U.S. Bancorp says its relationship with race-car driver Scott tucker under investigation
U.S. Bancorp disclosed in a securities filing Friday that it is the subject of an investigation into its relationship with indicted race-car driver Scott Tucker.
The bank said the Manhattan U.S. attorney’s office is investigating its relationship with Mr. Tucker and has asked for information on aspects of the lender’s anti-money-laundering controls, which are supposed to spot and prevent nefarious account activity.
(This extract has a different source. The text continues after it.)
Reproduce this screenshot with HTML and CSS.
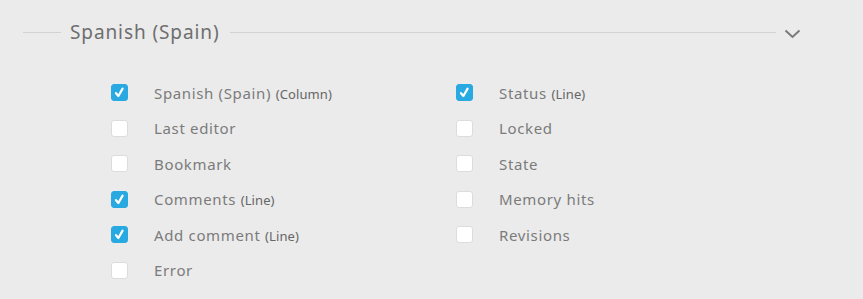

In February, Mr. Tucker, a businessman-turned-race-car driver, and his lawyer were charged with overcharging customers hundreds of millions of dollars in undisclosed fees in one of the largest federal criminal payday-lending cases ever. Mr. Tucker had bank accounts with U.S. Bank, the Minneapolis lender has said.
The disclosure adds to anti-money-laundering issues at U.S. Bank. In October, it entered into a consent order with the Office of the Comptroller of the Currency over issues with its controls.
Under anti-money-laundering laws, banks can be penalized for failing to spot suspicious activity running through customer accounts. The size of such penalties have increased dramatically in recent years.
For instance, in 2014, J.P. Morgan Chase & Co. paid a $1.7 billion penalty for failing to file a certain kind of anti-money-laundering report to U.S. authorities on Bernard Madoff, who was convicted of orchestrating an infamous Ponzi scheme. Meanwhile, HSBC Holdings PLC in 2012 agreed to pay a $1.9 billion penalty to settle allegations that included inadequate anti-money-laundering controls.
In its recent disclosure, U.S. Bank didn’t specify the size of any potential penalty. The bank added $110 million to legal and regulatory reserves in the second quarter, but didn’t link this to any specific cases.